In the airport, we treated ourselves to some final pain au chocolat before boarding our plane, and then waiting for an hour while they changed some sort of breaker.  But finally, it was up, up and away from France.

When we were finally descending towards Newark, NJ, many hours later, the plane mysteriously rose again, and gave us a lovely view of New York harbor, the Manhattan skyline, and the Statue of Liberty.  The captain informed us that they had gotten a warning light about a flap, and were circling as they completed some safety checks, and then we would land.  We made a huge circle, and did, indeed, land the second time around. We did notice, however, that there were many emergency vehicles lining our runway!  

After we disembarked, we went through customs for the last time, rechecked our bags, found our gate, and walked right on to our plane to Denver. In Denver, we found a restaurant to get some dinner, and then headed to ABQ.  My sweet parents picked us up at the airport at 8:30 PM NM time.  Our day had already been about 23 hours awake and standing.  Longest day ever!
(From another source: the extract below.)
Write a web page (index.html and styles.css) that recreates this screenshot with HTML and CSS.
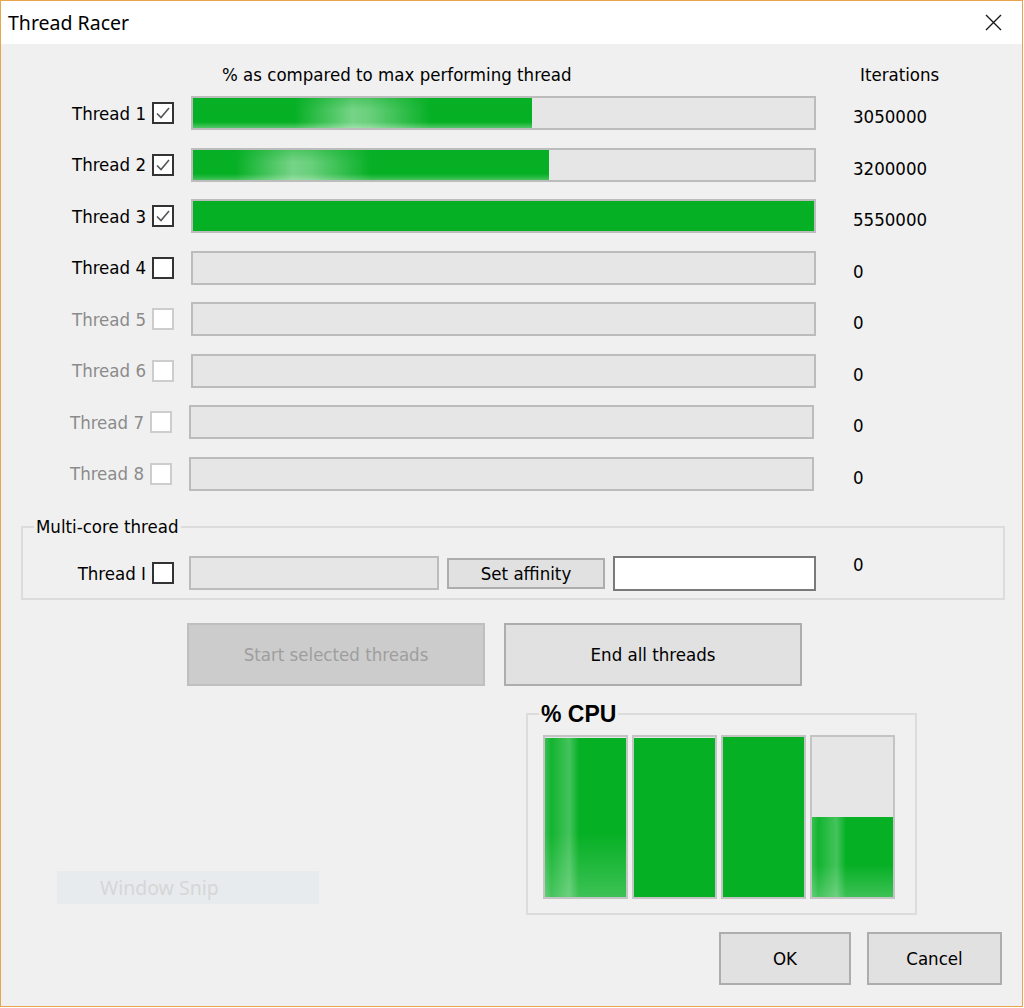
FILE: index.html
```html
<!DOCTYPE html>
<html lang="en">
<head>
    <meta charset="UTF-8">
    <title>Thread Racer</title>
    <link rel="stylesheet" href="styles.css">
</head>
<body>
    <div class="window">
        <div class="titlebar">
            <span class="title">Thread Racer</span>
            <svg class="close" width="17" height="17" viewBox="0 0 17 17">
                <path d="M1 1 L16 16 M16 1 L1 16" stroke="#1a1a1a" stroke-width="1.4" fill="none"/>
            </svg>
        </div>
        <div class="client">
            <div class="header">
                <span class="caption">% as compared to max performing thread</span>
                <span>Iterations</span>
            </div>
            <div class="threads">
                <div class="row">
                    <span class="label">Thread 1</span>
                    <span class="check"><svg viewBox="0 0 18 18"><path d="M3 9.5 L7 13.5 L15 4" stroke="#555" stroke-width="1.6" fill="none"/></svg></span>
                    <div class="bar"><div class="fill glow-mid" style="width: 54.6%"></div></div>
                    <span class="iter">3050000</span>
                </div>
                <div class="row">
                    <span class="label">Thread 2</span>
                    <span class="check"><svg viewBox="0 0 18 18"><path d="M3 9.5 L7 13.5 L15 4" stroke="#555" stroke-width="1.6" fill="none"/></svg></span>
                    <div class="bar"><div class="fill glow-left" style="width: 57.4%"></div></div>
                    <span class="iter">3200000</span>
                </div>
                <div class="row">
                    <span class="label">Thread 3</span>
                    <span class="check"><svg viewBox="0 0 18 18"><path d="M3 9.5 L7 13.5 L15 4" stroke="#555" stroke-width="1.6" fill="none"/></svg></span>
                    <div class="bar"><div class="fill" style="width: 100%"></div></div>
                    <span class="iter">5550000</span>
                </div>
                <div class="row">
                    <span class="label">Thread 4</span>
                    <span class="check"></span>
                    <div class="bar"></div>
                    <span class="iter">0</span>
                </div>
                <div class="row off">
                    <span class="label">Thread 5</span>
                    <span class="check"></span>
                    <div class="bar"></div>
                    <span class="iter">0</span>
                </div>
                <div class="row off">
                    <span class="label">Thread 6</span>
                    <span class="check"></span>
                    <div class="bar"></div>
                    <span class="iter">0</span>
                </div>
                <div class="row off nudge">
                    <span class="label">Thread 7</span>
                    <span class="check"></span>
                    <div class="bar"></div>
                    <span class="iter">0</span>
                </div>
                <div class="row off nudge">
                    <span class="label">Thread 8</span>
                    <span class="check"></span>
                    <div class="bar"></div>
                    <span class="iter">0</span>
                </div>
            </div>

            <fieldset class="group multicore">
                <legend>Multi-core thread</legend>
                <div class="mc-row">
                    <span class="label">Thread I</span>
                    <span class="check"></span>
                    <div class="bar short"></div>
                    <button class="btn affinity">Set affinity</button>
                    <input class="mask" type="text">
                    <span class="iter">0</span>
                </div>
            </fieldset>

            <div class="actions">
                <button class="btn big" disabled>Start selected threads</button>
                <button class="btn big">End all threads</button>
            </div>

            <div class="lower">
                <div class="snip">Window Snip</div>
                <fieldset class="group cpu">
                    <legend>% CPU</legend>
                    <div class="cores">
                        <div class="core"><div class="core-fill shine" style="height: 98.8%"></div></div>
                        <div class="core"><div class="core-fill" style="height: 98.8%"></div></div>
                        <div class="core"><div class="core-fill" style="height: 100%"></div></div>
                        <div class="core"><div class="core-fill shine" style="height: 50%"></div></div>
                    </div>
                </fieldset>
            </div>

            <div class="dialog-buttons">
                <button class="btn ok">OK</button>
                <button class="btn cancel">Cancel</button>
            </div>
        </div>
    </div>
</body>
</html>
```

FILE: styles.css
```css
* {
    box-sizing: border-box;
}
body {
    margin: 0;
    background-color: #fff;
    font-family: "DejaVu Sans Condensed", "Liberation Sans", sans-serif;
    font-size: 18.5px;
    color: #000;
}
.window {
    width: 1023px;
    height: 1007px;
    border: 1px solid #e8a54b;
    background-color: #f0f0f0;
    display: flex;
    flex-direction: column;
}
.titlebar {
    height: 43px;
    flex: none;
    background-color: #fff;
    display: flex;
    align-items: center;
    justify-content: space-between;
    padding: 0 20px 0 7px;
}
.title {
    font-family: "Noto Sans", "Open Sans", sans-serif;
    font-size: 19.5px;
}
.client {
    padding-top: 20px;
}
.header {
    display: flex;
    height: 22px;
    line-height: 22px;
    padding-left: 221px;
    margin-bottom: 10px;
}
.header .caption {
    width: 638px;
}
.threads {
    display: flex;
    flex-direction: column;
    gap: 17.5px;
}
.row {
    display: flex;
    align-items: center;
    height: 34px;
}
.row .label {
    width: 145px;
    margin-right: 6px;
    text-align: right;
}
.check {
    width: 22px;
    height: 22px;
    flex: none;
    border: 2px solid #333;
    background-color: #fff;
    margin-right: 17px;
}
.check svg {
    display: block;
    width: 18px;
    height: 18px;
}
.bar {
    width: 625px;
    height: 34px;
    flex: none;
    border: 2px solid #bcbcbc;
    background-color: #e6e6e6;
}
.fill {
    height: 100%;
    background-color: #06b025;
}
.fill.glow-mid {
    background:
        linear-gradient(to bottom, rgba(6,176,37,0.35), rgba(6,176,37,0) 40%, rgba(255,255,255,0) 80%, rgba(255,255,255,0.3)),
        linear-gradient(to right, rgba(255,255,255,0) 30%, rgba(255,255,255,0.45) 47%, rgba(255,255,255,0.4) 52%, rgba(255,255,255,0) 70%),
        #06b025;
}
.fill.glow-left {
    background:
        linear-gradient(to bottom, rgba(6,176,37,0.35), rgba(6,176,37,0) 40%, rgba(255,255,255,0) 80%, rgba(255,255,255,0.25)),
        linear-gradient(to right, rgba(255,255,255,0) 12%, rgba(255,255,255,0.45) 28%, rgba(255,255,255,0.4) 33%, rgba(255,255,255,0) 50%),
        #06b025;
}
.iter {
    margin-left: 37px;
    padding-top: 7px;
}
.row.off .label {
    color: #8b8b8b;
}
.row.off .check {
    border-color: #cdcdcd;
}
.row.nudge {
    margin-left: -2px;
}
.row.nudge .iter {
    margin-left: 39px;
}

.group {
    border: 2px solid #dcdcdc;
    margin: 0;
    padding: 0;
    min-width: 0;
}
.group legend {
    padding: 0 2px;
    margin-left: 11px;
    line-height: 22px;
}
.multicore {
    margin: 25px 0 0 20px;
    width: 984px;
    padding: 18px 0 7px 0;
}
.mc-row {
    display: flex;
    align-items: center;
    height: 35px;
}
.mc-row .label {
    width: 123px;
    margin-right: 6px;
    text-align: right;
}
.mc-row .check {
    margin-right: 15px;
}
.bar.short {
    width: 250px;
    margin-right: 8px;
}
.btn {
    font: inherit;
    color: #000;
    background-color: #e1e1e1;
    border: 2px solid #adadad;
    padding: 0;
}
.btn.affinity {
    width: 158px;
    height: 31px;
    margin-right: 8px;
}
.mask {
    width: 203px;
    height: 35px;
    border: 2px solid #7a7a7a;
    background-color: #fff;
    font: inherit;
}
.mc-row .iter {
    align-self: flex-start;
    padding-top: 0;
    margin-top: -2px;
    line-height: 22px;
}

.actions {
    display: flex;
    gap: 19px;
    margin: 23px 0 0 186px;
}
.btn.big {
    width: 298px;
    height: 63px;
}
.btn:disabled {
    background-color: #cccccc;
    border-color: #bfbfbf;
    color: #9e9e9e;
}

.lower {
    display: flex;
    align-items: flex-end;
    margin-top: 15px;
}
.snip {
    width: 262px;
    height: 33px;
    margin: 0 0 11px 56px;
    padding-left: 43px;
    background-color: #e7ebee;
    color: #d6d6d6;
    font-family: "Noto Sans", "Open Sans", sans-serif;
    font-size: 19.5px;
    line-height: 33px;
}
.cpu {
    width: 391px;
    margin-left: 207px;
    padding: 8px 0 14px 15px;
}
.cpu legend {
    margin-left: -4px;
    font-family: "Liberation Sans", sans-serif;
    font-weight: bold;
    font-size: 23px;
    line-height: 26px;
}
.cores {
    display: flex;
    gap: 4px;
}
.core {
    width: 85px;
    height: 164px;
    border: 2px solid #c4c4c4;
    background-color: #e6e6e6;
    display: flex;
    flex-direction: column;
    justify-content: flex-end;
}
.core-fill {
    background-color: #06b025;
}
.core-fill.shine {
    background:
        linear-gradient(to right, rgba(255,255,255,0.2), rgba(255,255,255,0.05) 8%, rgba(255,255,255,0.25) 30%, rgba(255,255,255,0) 42%),
        linear-gradient(to bottom, rgba(255,255,255,0) 60%, rgba(255,255,255,0.22)),
        #06b025;
}

.dialog-buttons {
    display: flex;
    justify-content: flex-end;
    gap: 16px;
    margin-top: 17px;
    padding-right: 20px;
}
.btn.ok {
    width: 132px;
    height: 53px;
}
.btn.cancel {
    width: 135px;
    height: 53px;
}
```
The following day we drove back to LA, and started acclimating to our own time zone and altitude.  It was a glorious and enjoyable adventure, and I am very grateful for all of it.

Sunday, November 06, 2016

France&Fez Day 15: Paris Pt 3

Our last full day in Paris, we headed straight to the Louvre (after a brief stop at the RER train station at Luxembourg Gardens to make sure of our connections for our way to the airport the next day.)  The palace is huge and beautiful, the building itself still containing amazing architectural features, decorated ceilings, and huge spaces.  It became readily apparent that we could easily spend years exploring this amazing place!

The Louvre also had LOTS of people, though I am sure this was not a particularly crowded day.  This was really my first annoying experience with phenomenon of the selfie.  It is now not enough to take pictures of the Mona Lisa.  Everyone must take a picture of THEMSELVES with the Mona Lisa.  There is a whole different blog meditation needed on that one... Suffice it to say, the practice is extremely irritating in a  crowd!

But what amazing art and history!  In addition to the Louvre's perhaps most famous inhabitants (Mona Lisa, Venus de Milo, and the Nike of Samothrace) we saw Botticelli frescoes, and more famous paintings than I can name, more of Egypt than I am likely to see again, and many cool and beautiful artifacts, like Persian walls.

After a full morning of wandering and only seeing a small portion of this amazing museum, we crossed the courtyard to the Tuileries Gardens, where we had a delightful picnic and stroll.  

From the main path in the Tuileries, you can look down to the place de la Concord with its Obelisk, and beyond down the Champs Elysees to the Arc de Triomphe.  (The white tents on Place de la Concorde were for a running event taking place the day before.)  But before we headed onto the Place de Concorde, we turned aside to the Orangerie, the lovely post-impressionistic museum. It was originally built to shelter orange trees, but Monet redesigned two of the rooms to make oval galleries for his eight huge "nympheades" or "water lily" paintings.

The other Cezannes and Van Goghs were lovely.  But the water lilies were sublime.

Then we crossed the Place de la Concorde, where Madame Guillotine did her most famous work during the Revolution, and caught a bus up the Champs Elysees to the Arc de Triomphe.

The traffic circle around the Arc is the largest in the world.  And a tunnel leads under it to the Arc.  Then, up almost 400 spiral stairs, and you reach the viewing area up on top.  The clouds that were gathering and darkening as we rode towards the Arc decided to begin drizzling while we climbed the stairs, and we came out on a gray and wet Paris-- apparently a very typical view!  It was a lovely way to end our Paris visit!

We caught the bus back to apartment, and stopped at the frozen food store for shepherd's pie for dinner.  France has "frozen food stores", where everything that can possibly be frozen can be found!  Lots of high quality foods, like entrees and appetizers, and fresh frozen herbs and spices, can be found there along with the frozen fruits and veggies one would expect.  We spent the evening repacking, and got to bed early since our trip home was going to start early the next morning, and would be a very long day.